[BEGIN]

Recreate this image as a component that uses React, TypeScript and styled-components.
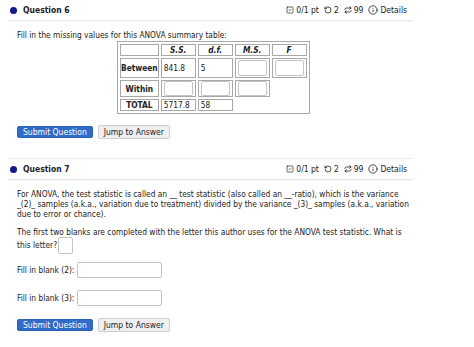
import React from "react";
import styled, { createGlobalStyle } from "styled-components";
import { SquareCheck, RotateCcw, Repeat, Info } from "lucide-react";

const GlobalStyle = createGlobalStyle`
  html, body {
    margin: 0;
    padding: 0;
    background: #ffffff;
  }
  body {
    font-family: "DejaVu Sans Condensed", "DejaVu Sans", sans-serif;
    font-size: 8.3px;
    color: #222222;
  }
`;

const Page = styled.div`
  width: 405px;
  padding-left: 8px;
`;

const Card = styled.section<{ $top?: number }>`
  margin-top: ${(p) => p.$top ?? 0}px;
  border-top: ${(p) => (p.$top ? "1px solid #ececec" : "none")};
`;

const Header = styled.div`
  display: flex;
  align-items: center;
  justify-content: space-between;
  height: 20px;
  padding: 0 6px 0 2px;
  border-bottom: 1px solid #e8e8e8;
  box-shadow: 0 1px 1px rgba(0, 0, 0, 0.03);
`;

const Title = styled.div`
  display: flex;
  align-items: center;
  gap: 6px;
  font-weight: bold;
  font-size: 8.5px;
`;

const Dot = styled.span`
  width: 7px;
  height: 7px;
  border-radius: 50%;
  background: #13198a;
`;

const Meta = styled.div`
  display: flex;
  align-items: center;
  gap: 2px;
  font-size: 8.5px;

  svg {
    flex: none;
  }
`;

const MetaItem = styled.span`
  margin-right: 3px;
`;

const Body = styled.div<{ $top: number }>`
  padding: ${(p) => p.$top}px 0 0 9px;
`;

const Para = styled.p<{ $gap?: number }>`
  margin: 0 0 ${(p) => p.$gap ?? 8}px 0;
  line-height: 10px;
`;

const Table = styled.table`
  margin: 0 0 0 100px;
  border: 1px solid #a8a8a8;
  border-spacing: 2px;
  border-collapse: separate;
  table-layout: fixed;
`;

const Th = styled.th<{ $w: number }>`
  box-sizing: border-box;
  border: 1px solid #a8a8a8;
  font-style: italic;
  font-weight: bold;
  width: ${(p) => p.$w}px;
  height: 12px;
  padding: 0;
  text-align: center;
`;

const RowLabel = styled.td<{ $h: number }>`
  box-sizing: border-box;
  border: 1px solid #a8a8a8;
  font-weight: bold;
  text-align: center;
  height: ${(p) => p.$h}px;
  padding: 0;
`;

const Td = styled.td<{ $empty?: boolean }>`
  box-sizing: border-box;
  border: ${(p) => (p.$empty ? "none" : "1px solid #a8a8a8")};
  padding: 0 2px;
`;

const CellInput = styled.input<{ $h: number }>`
  box-sizing: border-box;
  display: block;
  width: 29px;
  height: ${(p) => p.$h}px;
  border: 1px solid #c4c4c4;
  border-radius: 2px;
  background: #fff;
  margin: 0;
  padding: 0;
`;

const Actions = styled.div<{ $top: number }>`
  display: flex;
  align-items: center;
  gap: 5px;
  margin-top: ${(p) => p.$top}px;
`;

const PrimaryButton = styled.button`
  font-family: inherit;
  font-size: 8.5px;
  color: #fff;
  background: #2f6bc8;
  border: 1px solid #2a62b8;
  border-radius: 2px;
  height: 12px;
  padding: 0 5px;
  line-height: 10px;
`;

const SecondaryButton = styled.button`
  font-family: inherit;
  font-size: 8.5px;
  color: #222;
  background: #efefef;
  border: 1px solid #d0d0d0;
  border-radius: 2px;
  height: 14px;
  padding: 0 5px;
`;

const InlineBox = styled.input`
  box-sizing: border-box;
  width: 15px;
  height: 17px;
  border: 1px solid #c4c4c4;
  border-radius: 2px;
  vertical-align: middle;
  margin: 0 0 0 1px;
  padding: 0;
`;

const BlankRow = styled.div`
  display: flex;
  align-items: center;
  gap: 3px;
  margin-bottom: 12px;
`;

const BlankInput = styled.input`
  box-sizing: border-box;
  width: 85px;
  height: 16px;
  border: 1px solid #c4c4c4;
  border-radius: 2px;
  margin: 0;
  padding: 0;
`;

const HeaderBar: React.FC<{ n: number }> = ({ n }) => (
  <Header>
    <Title>
      <Dot />
      Question {n}
    </Title>
    <Meta>
      <SquareCheck size={8} strokeWidth={2} />
      <MetaItem>0/1 pt</MetaItem>
      <RotateCcw size={8} strokeWidth={2.4} />
      <MetaItem>2</MetaItem>
      <Repeat size={8} strokeWidth={2.4} />
      <MetaItem>99</MetaItem>
      <Info size={10} strokeWidth={2} />
      <span>Details</span>
    </Meta>
  </Header>
);

export default function App() {
  return (
    <Page>
      <GlobalStyle />
      <Card>
        <HeaderBar n={6} />
        <Body $top={9}>
          <Para $gap={1}>Fill in the missing values for this ANOVA summary table:</Para>
          <Table>
            <thead>
              <tr>
                <Th $w={38} />
                <Th $w={34}>S.S.</Th>
                <Th $w={34}>d.f.</Th>
                <Th $w={34}>M.S.</Th>
                <Th $w={34}>F</Th>
              </tr>
            </thead>
            <tbody>
              <tr>
                <RowLabel $h={20}>Between</RowLabel>
                <Td>841.8</Td>
                <Td>5</Td>
                <Td>
                  <CellInput $h={16} />
                </Td>
                <Td>
                  <CellInput $h={16} />
                </Td>
              </tr>
              <tr>
                <RowLabel $h={17}>Within</RowLabel>
                <Td>
                  <CellInput $h={15} />
                </Td>
                <Td>
                  <CellInput $h={15} />
                </Td>
                <Td>
                  <CellInput $h={15} />
                </Td>
                <Td $empty />
              </tr>
              <tr>
                <RowLabel $h={12}>TOTAL</RowLabel>
                <Td>5717.8</Td>
                <Td>58</Td>
                <Td $empty />
                <Td $empty />
              </tr>
            </tbody>
          </Table>
          <Actions $top={11}>
            <PrimaryButton>Submit Question</PrimaryButton>
            <SecondaryButton>Jump to Answer</SecondaryButton>
          </Actions>
        </Body>
      </Card>
      <Card $top={19}>
        <HeaderBar n={7} />
        <Body $top={9}>
          <Para>
            For ANOVA, the test statistic is called an __ test statistic (also called an __-ratio), which
            is the variance _(2)_ samples (a.k.a., variation due to treatment) divided by the variance
            _(3)_ samples (a.k.a., variation due to error or chance).
          </Para>
          <Para>
            The first two blanks are completed with the letter this author uses for the ANOVA test
            statistic. What is this letter?
            <InlineBox />
          </Para>
          <BlankRow>
            Fill in blank (2): <BlankInput />
          </BlankRow>
          <BlankRow>
            Fill in blank (3): <BlankInput />
          </BlankRow>
          <Actions $top={0}>
            <PrimaryButton>Submit Question</PrimaryButton>
            <SecondaryButton>Jump to Answer</SecondaryButton>
          </Actions>
        </Body>
      </Card>
    </Page>
  );
}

[END]

◆ **EXERCISE DETAILS**: Your task is to repeat the data above exactly while excluding the pictures.

◆ **RESPONSE TO THE EXERCISE**:
Recreate this image as a component that uses React, TypeScript and styled-components.
import React from "react";
import styled, { createGlobalStyle } from "styled-components";
import { SquareCheck, RotateCcw, Repeat, Info } from "lucide-react";

const GlobalStyle = createGlobalStyle`
  html, body {
    margin: 0;
    padding: 0;
    background: #ffffff;
  }
  body {
    font-family: "DejaVu Sans Condensed", "DejaVu Sans", sans-serif;
    font-size: 8.3px;
    color: #222222;
  }
`;

const Page = styled.div`
  width: 405px;
  padding-left: 8px;
`;

const Card = styled.section<{ $top?: number }>`
  margin-top: ${(p) => p.$top ?? 0}px;
  border-top: ${(p) => (p.$top ? "1px solid #ececec" : "none")};
`;

const Header = styled.div`
  display: flex;
  align-items: center;
  justify-content: space-between;
  height: 20px;
  padding: 0 6px 0 2px;
  border-bottom: 1px solid #e8e8e8;
  box-shadow: 0 1px 1px rgba(0, 0, 0, 0.03);
`;

const Title = styled.div`
  display: flex;
  align-items: center;
  gap: 6px;
  font-weight: bold;
  font-size: 8.5px;
`;

const Dot = styled.span`
  width: 7px;
  height: 7px;
  border-radius: 50%;
  background: #13198a;
`;

const Meta = styled.div`
  display: flex;
  align-items: center;
  gap: 2px;
  font-size: 8.5px;

  svg {
    flex: none;
  }
`;

const MetaItem = styled.span`
  margin-right: 3px;
`;

const Body = styled.div<{ $top: number }>`
  padding: ${(p) => p.$top}px 0 0 9px;
`;

const Para = styled.p<{ $gap?: number }>`
  margin: 0 0 ${(p) => p.$gap ?? 8}px 0;
  line-height: 10px;
`;

const Table = styled.table`
  margin: 0 0 0 100px;
  border: 1px solid #a8a8a8;
  border-spacing: 2px;
  border-collapse: separate;
  table-layout: fixed;
`;

const Th = styled.th<{ $w: number }>`
  box-sizing: border-box;
  border: 1px solid #a8a8a8;
  font-style: italic;
  font-weight: bold;
  width: ${(p) => p.$w}px;
  height: 12px;
  padding: 0;
  text-align: center;
`;

const RowLabel = styled.td<{ $h: number }>`
  box-sizing: border-box;
  border: 1px solid #a8a8a8;
  font-weight: bold;
  text-align: center;
  height: ${(p) => p.$h}px;
  padding: 0;
`;

const Td = styled.td<{ $empty?: boolean }>`
  box-sizing: border-box;
  border: ${(p) => (p.$empty ? "none" : "1px solid #a8a8a8")};
  padding: 0 2px;
`;

const CellInput = styled.input<{ $h: number }>`
  box-sizing: border-box;
  display: block;
  width: 29px;
  height: ${(p) => p.$h}px;
  border: 1px solid #c4c4c4;
  border-radius: 2px;
  background: #fff;
  margin: 0;
  padding: 0;
`;

const Actions = styled.div<{ $top: number }>`
  display: flex;
  align-items: center;
  gap: 5px;
  margin-top: ${(p) => p.$top}px;
`;

const PrimaryButton = styled.button`
  font-family: inherit;
  font-size: 8.5px;
  color: #fff;
  background: #2f6bc8;
  border: 1px solid #2a62b8;
  border-radius: 2px;
  height: 12px;
  padding: 0 5px;
  line-height: 10px;
`;

const SecondaryButton = styled.button`
  font-family: inherit;
  font-size: 8.5px;
  color: #222;
  background: #efefef;
  border: 1px solid #d0d0d0;
  border-radius: 2px;
  height: 14px;
  padding: 0 5px;
`;

const InlineBox = styled.input`
  box-sizing: border-box;
  width: 15px;
  height: 17px;
  border: 1px solid #c4c4c4;
  border-radius: 2px;
  vertical-align: middle;
  margin: 0 0 0 1px;
  padding: 0;
`;

const BlankRow = styled.div`
  display: flex;
  align-items: center;
  gap: 3px;
  margin-bottom: 12px;
`;

const BlankInput = styled.input`
  box-sizing: border-box;
  width: 85px;
  height: 16px;
  border: 1px solid #c4c4c4;
  border-radius: 2px;
  margin: 0;
  padding: 0;
`;

const HeaderBar: React.FC<{ n: number }> = ({ n }) => (
  <Header>
    <Title>
      <Dot />
      Question {n}
    </Title>
    <Meta>
      <SquareCheck size={8} strokeWidth={2} />
      <MetaItem>0/1 pt</MetaItem>
      <RotateCcw size={8} strokeWidth={2.4} />
      <MetaItem>2</MetaItem>
      <Repeat size={8} strokeWidth={2.4} />
      <MetaItem>99</MetaItem>
      <Info size={10} strokeWidth={2} />
      <span>Details</span>
    </Meta>
  </Header>
);

export default function App() {
  return (
    <Page>
      <GlobalStyle />
      <Card>
        <HeaderBar n={6} />
        <Body $top={9}>
          <Para $gap={1}>Fill in the missing values for this ANOVA summary table:</Para>
          <Table>
            <thead>
              <tr>
                <Th $w={38} />
                <Th $w={34}>S.S.</Th>
                <Th $w={34}>d.f.</Th>
                <Th $w={34}>M.S.</Th>
                <Th $w={34}>F</Th>
              </tr>
            </thead>
            <tbody>
              <tr>
                <RowLabel $h={20}>Between</RowLabel>
                <Td>841.8</Td>
                <Td>5</Td>
                <Td>
                  <CellInput $h={16} />
                </Td>
                <Td>
                  <CellInput $h={16} />
                </Td>
              </tr>
              <tr>
                <RowLabel $h={17}>Within</RowLabel>
                <Td>
                  <CellInput $h={15} />
                </Td>
                <Td>
                  <CellInput $h={15} />
                </Td>
                <Td>
                  <CellInput $h={15} />
                </Td>
                <Td $empty />
              </tr>
              <tr>
                <RowLabel $h={12}>TOTAL</RowLabel>
                <Td>5717.8</Td>
                <Td>58</Td>
                <Td $empty />
                <Td $empty />
              </tr>
            </tbody>
          </Table>
          <Actions $top={11}>
            <PrimaryButton>Submit Question</PrimaryButton>
            <SecondaryButton>Jump to Answer</SecondaryButton>
          </Actions>
        </Body>
      </Card>
      <Card $top={19}>
        <HeaderBar n={7} />
        <Body $top={9}>
          <Para>
            For ANOVA, the test statistic is called an __ test statistic (also called an __-ratio), which
            is the variance _(2)_ samples (a.k.a., variation due to treatment) divided by the variance
            _(3)_ samples (a.k.a., variation due to error or chance).
          </Para>
          <Para>
            The first two blanks are completed with the letter this author uses for the ANOVA test
            statistic. What is this letter?
            <InlineBox />
          </Para>
          <BlankRow>
            Fill in blank (2): <BlankInput />
          </BlankRow>
          <BlankRow>
            Fill in blank (3): <BlankInput />
          </BlankRow>
          <Actions $top={0}>
            <PrimaryButton>Submit Question</PrimaryButton>
            <SecondaryButton>Jump to Answer</SecondaryButton>
          </Actions>
        </Body>
      </Card>
    </Page>
  );
}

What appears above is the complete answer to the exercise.